▸ Problem to solve:
Extract from the listing each line in which the word "with" appears.

▸ Data section:
——————
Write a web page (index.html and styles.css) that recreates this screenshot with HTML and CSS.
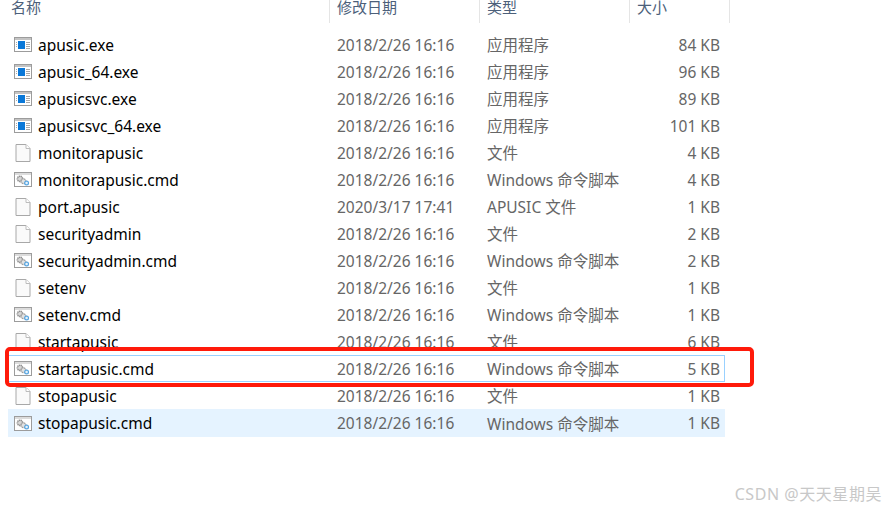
FILE: index.html
```html
<!DOCTYPE html>
<html lang="zh-CN">
<head>
    <meta charset="UTF-8">
    <title>apusic bin</title>
    <link rel="stylesheet" href="styles.css">
</head>
<body>
    <svg class="defs" width="0" height="0">
        <symbol id="exe" viewBox="0 0 18 15">
            <rect x="0.5" y="0.5" width="17" height="14" fill="#fff" stroke="#9c9c9c"/>
            <rect x="1" y="1" width="16" height="2" fill="#c4c4c4"/>
            <rect x="4" y="4" width="7" height="8" fill="#0a78d8"/>
            <path d="M12 5.5h4M12 7.5h4M12 9.5h4M12 11.5h4M2 5.5h1M2 7.5h1M2 9.5h1" stroke="#a9a9a9"/>
        </symbol>
        <symbol id="doc" viewBox="0 0 15 18">
            <path d="M0.5 0.5H10.5L14.5 4.5V17.5H0.5Z" fill="#fafafa" stroke="#a8a8a8"/>
            <path d="M10.5 0.5V4.5H14.5" fill="#fff" stroke="#bcbcbc"/>
        </symbol>
        <symbol id="cmd" viewBox="0 0 18 15">
            <rect x="0.5" y="0.5" width="17" height="14" fill="#fff" stroke="#9c9c9c"/>
            <rect x="1" y="1" width="16" height="2" fill="#dcdcdc"/>
            <circle cx="6" cy="6.8" r="2.6" fill="#d8d8d8" stroke="#8f8f8f" stroke-width="1.6" stroke-dasharray="1.3 0.5"/>
            <circle cx="9.4" cy="9.2" r="2.4" fill="#e2e2e2" stroke="#a0a0a0" stroke-width="1.4" stroke-dasharray="1.3 0.5"/>
            <circle cx="12.6" cy="11" r="1.9" fill="#e6f2fb" stroke="#5aa6e0" stroke-width="1.2"/>
        </symbol>
    </svg>

    <div class="list">
        <div class="head">
            <div class="col-name">名称</div>
            <div class="col-date">修改日期</div>
            <div class="col-type">类型</div>
            <div class="col-size">大小</div>
        </div>
        <div class="rows">
            <div class="row"><svg class="ico"><use href="#exe"/></svg><span class="name">apusic.exe</span><span class="date">2018/2/26 16:16</span><span class="type">应用程序</span><span class="size">84 KB</span></div>
            <div class="row"><svg class="ico"><use href="#exe"/></svg><span class="name">apusic_64.exe</span><span class="date">2018/2/26 16:16</span><span class="type">应用程序</span><span class="size">96 KB</span></div>
            <div class="row"><svg class="ico"><use href="#exe"/></svg><span class="name">apusicsvc.exe</span><span class="date">2018/2/26 16:16</span><span class="type">应用程序</span><span class="size">89 KB</span></div>
            <div class="row"><svg class="ico"><use href="#exe"/></svg><span class="name">apusicsvc_64.exe</span><span class="date">2018/2/26 16:16</span><span class="type">应用程序</span><span class="size">101 KB</span></div>
            <div class="row"><svg class="ico ico-doc"><use href="#doc"/></svg><span class="name">monitorapusic</span><span class="date">2018/2/26 16:16</span><span class="type">文件</span><span class="size">4 KB</span></div>
            <div class="row"><svg class="ico"><use href="#cmd"/></svg><span class="name">monitorapusic.cmd</span><span class="date">2018/2/26 16:16</span><span class="type">Windows 命令脚本</span><span class="size">4 KB</span></div>
            <div class="row"><svg class="ico ico-doc"><use href="#doc"/></svg><span class="name">port.apusic</span><span class="date">2020/3/17 17:41</span><span class="type">APUSIC 文件</span><span class="size">1 KB</span></div>
            <div class="row"><svg class="ico ico-doc"><use href="#doc"/></svg><span class="name">securityadmin</span><span class="date">2018/2/26 16:16</span><span class="type">文件</span><span class="size">2 KB</span></div>
            <div class="row"><svg class="ico"><use href="#cmd"/></svg><span class="name">securityadmin.cmd</span><span class="date">2018/2/26 16:16</span><span class="type">Windows 命令脚本</span><span class="size">2 KB</span></div>
            <div class="row"><svg class="ico ico-doc"><use href="#doc"/></svg><span class="name">setenv</span><span class="date">2018/2/26 16:16</span><span class="type">文件</span><span class="size">1 KB</span></div>
            <div class="row"><svg class="ico"><use href="#cmd"/></svg><span class="name">setenv.cmd</span><span class="date">2018/2/26 16:16</span><span class="type">Windows 命令脚本</span><span class="size">1 KB</span></div>
            <div class="row"><svg class="ico ico-doc"><use href="#doc"/></svg><span class="name">startapusic</span><span class="date">2018/2/26 16:16</span><span class="type">文件</span><span class="size">6 KB</span></div>
            <div class="row focused"><svg class="ico"><use href="#cmd"/></svg><span class="name">startapusic.cmd</span><span class="date">2018/2/26 16:16</span><span class="type">Windows 命令脚本</span><span class="size">5 KB</span></div>
            <div class="row"><svg class="ico ico-doc"><use href="#doc"/></svg><span class="name">stopapusic</span><span class="date">2018/2/26 16:16</span><span class="type">文件</span><span class="size">1 KB</span></div>
            <div class="row selected"><svg class="ico"><use href="#cmd"/></svg><span class="name">stopapusic.cmd</span><span class="date">2018/2/26 16:16</span><span class="type">Windows 命令脚本</span><span class="size">1 KB</span></div>
        </div>
    </div>

    <div class="red-box"></div>
    <div class="watermark">CSDN @天天星期吴</div>
</body>
</html>
```

FILE: styles.css
```css
* {
    margin: 0;
    padding: 0;
    box-sizing: border-box;
}

html,
body {
    height: 100%;
    overflow: hidden;
}

body {
    background-color: #ffffff;
    color: #000;
    font-family: "Noto Sans", "Noto Sans CJK SC", sans-serif;
    font-size: 15.5px;
    position: relative;
}

.defs {
    position: absolute;
}

.list {
    margin-left: 8px;
    width: 722px;
}

.head {
    display: flex;
    height: 23px;
    color: #4c607a;
    font-size: 15px;
    line-height: 14px;
}

.head div {
    padding-left: 7px;
    border-right: 1px solid #e5e5e5;
}

.head .col-name {
    width: 322px;
    padding-left: 3px;
}

.head .col-date,
.head .col-type {
    width: 150px;
}

.head .col-size {
    width: 100px;
}

.rows {
    margin-top: 8px;
    width: 717px;
}

.row {
    display: flex;
    align-items: center;
    height: 27px;
    border: 1px solid transparent;
    color: #666;
}

.row.focused {
    border-color: #99d1ff;
}

.row.selected {
    height: 28px;
    background-color: #e5f3ff;
}

.ico {
    width: 18px;
    height: 15px;
    margin-left: 5px;
    flex-shrink: 0;
}

.ico-doc {
    height: 18px;
}

.name {
    width: 299px;
    margin-left: 6px;
    color: #000;
}

.date,
.type {
    width: 150px;
}

.size {
    width: 83px;
    text-align: right;
}

.red-box {
    position: absolute;
    left: 5px;
    top: 347px;
    width: 749px;
    height: 40px;
    border: 4px solid #ff1a0a;
    border-radius: 5px;
}

.watermark {
    position: absolute;
    right: 4px;
    top: 481px;
    font-size: 16px;
    color: #c8c8c8;
    letter-spacing: 0.55px;
}
```
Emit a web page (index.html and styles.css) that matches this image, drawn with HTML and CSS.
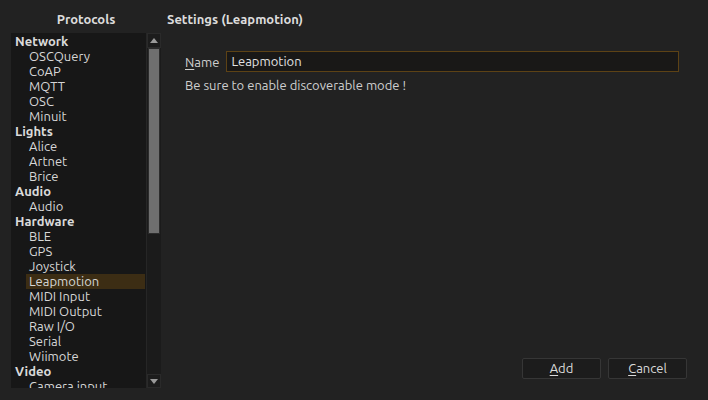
FILE: index.html
```html
<!DOCTYPE html>
<html>
<head>
<meta charset="utf-8">
<link rel="stylesheet" href="styles.css">
</head>
<body>
<div class="window">
  <div class="left">
    <div class="title left-title">Protocols</div>
    <div class="listbox">
      <div class="list">
        <div class="row cat">Network</div>
        <div class="row item">OSCQuery</div>
        <div class="row item">CoAP</div>
        <div class="row item">MQTT</div>
        <div class="row item">OSC</div>
        <div class="row item">Minuit</div>
        <div class="row cat">Lights</div>
        <div class="row item">Alice</div>
        <div class="row item">Artnet</div>
        <div class="row item">Brice</div>
        <div class="row cat">Audio</div>
        <div class="row item">Audio</div>
        <div class="row cat">Hardware</div>
        <div class="row item">BLE</div>
        <div class="row item">GPS</div>
        <div class="row item">Joystick</div>
        <div class="row item selected">Leapmotion</div>
        <div class="row item">MIDI Input</div>
        <div class="row item">MIDI Output</div>
        <div class="row item">Raw I/O</div>
        <div class="row item">Serial</div>
        <div class="row item">Wiimote</div>
        <div class="row cat">Video</div>
        <div class="row item">Camera input</div>
      </div>
      <div class="scrollbar">
        <div class="arrow up"><span class="tri tri-up"></span></div>
        <div class="track"><div class="thumb"></div></div>
        <div class="arrow down"><span class="tri tri-down"></span></div>
      </div>
    </div>
  </div>
  <div class="right">
    <div class="title">Settings (Leapmotion)</div>
    <div class="form">
      <div class="field">
        <label class="label"><u>N</u>ame</label>
        <div class="input">Leapmotion</div>
      </div>
      <div class="note">Be sure to enable discoverable mode !</div>
    </div>
    <div class="buttons">
      <div class="btn"><u>A</u>dd</div>
      <div class="btn"><u>C</u>ancel</div>
    </div>
  </div>
</div>
</body>
</html>
```

FILE: styles.css
```css
html, body {
  margin: 0;
  padding: 0;
  background: #222222;
}
body {
  font-family: "Ubuntu", "Lato", "Noto Sans", sans-serif;
  font-size: 13px;
  color: #d6d6d6;
}
.window {
  display: flex;
  width: 708px;
  height: 400px;
  overflow: hidden;
}
.left {
  margin-left: 11px;
  width: 150px;
  display: flex;
  flex-direction: column;
}
.title {
  height: 33px;
  line-height: 38px;
  font-weight: bold;
  color: #dcdcdc;
  white-space: nowrap;
}
.left-title {
  text-align: center;
}
.listbox {
  height: 355px;
  background: #171717;
  display: flex;
  overflow: hidden;
}
.list {
  flex: 1;
  padding-top: 1px;
}
.row {
  height: 15px;
  line-height: 15px;
  white-space: nowrap;
}
.cat {
  padding-left: 4px;
  font-weight: bold;
  color: #dadada;
}
.item {
  margin-left: 15px;
  padding-left: 3px;
  margin-right: 1px;
}
.selected {
  background: #3c2d14;
}
.scrollbar {
  width: 14px;
  display: flex;
  flex-direction: column;
  background: #1b1b1b;
  border-left: 1px solid #262626;
}
.arrow {
  height: 14px;
  display: flex;
  align-items: center;
  justify-content: center;
  background: #1c1c1c;
  border: 1px solid #2a2a2a;
  box-sizing: border-box;
}
.up { height: 15px; }
.tri {
  width: 0;
  height: 0;
  border-left: 4px solid transparent;
  border-right: 4px solid transparent;
}
.tri-up { border-bottom: 5px solid #9a9a9a; }
.tri-down { border-top: 5px solid #9a9a9a; }
.track {
  flex: 1;
  padding: 0 1px;
}
.thumb {
  margin-top: 0px;
  height: 186px;
  background: #6f6f6f;
  border: 1px solid #2c2c2c;
  box-sizing: border-box;
}
.right {
  flex: 1;
  padding-left: 6px;
  padding-right: 21px;
  padding-bottom: 21px;
  display: flex;
  flex-direction: column;
}
.form {
  padding-left: 18px;
  padding-top: 18px;
  padding-right: 8px;
}
.field {
  display: flex;
  align-items: center;
  gap: 7px;
}
.label {
  color: #cfcfcf;
}
.input {
  flex: 1;
  height: 21px;
  line-height: 19px;
  box-sizing: border-box;
  background: #191817;
  border: 1px solid #5d4215;
  padding-left: 4px;
  color: #e2e2e2;
}
.note {
  margin-top: 6px;
  line-height: 15px;
  color: #cfcfcf;
}
.buttons {
  margin-top: auto;
  display: flex;
  justify-content: flex-end;
  gap: 7px;
}
.btn {
  width: 79px;
  height: 21px;
  line-height: 19px;
  box-sizing: border-box;
  background: #1c1c1c;
  border: 1px solid #363636;
  border-radius: 2px;
  text-align: center;
  color: #dadada;
}
u {
  text-underline-offset: 2px;
}
```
——————
▸ Exercise output:
Write a web page (index.html and styles.css) that recreates this screenshot with HTML and CSS.
Emit a web page (index.html and styles.css) that matches this image, drawn with HTML and CSS.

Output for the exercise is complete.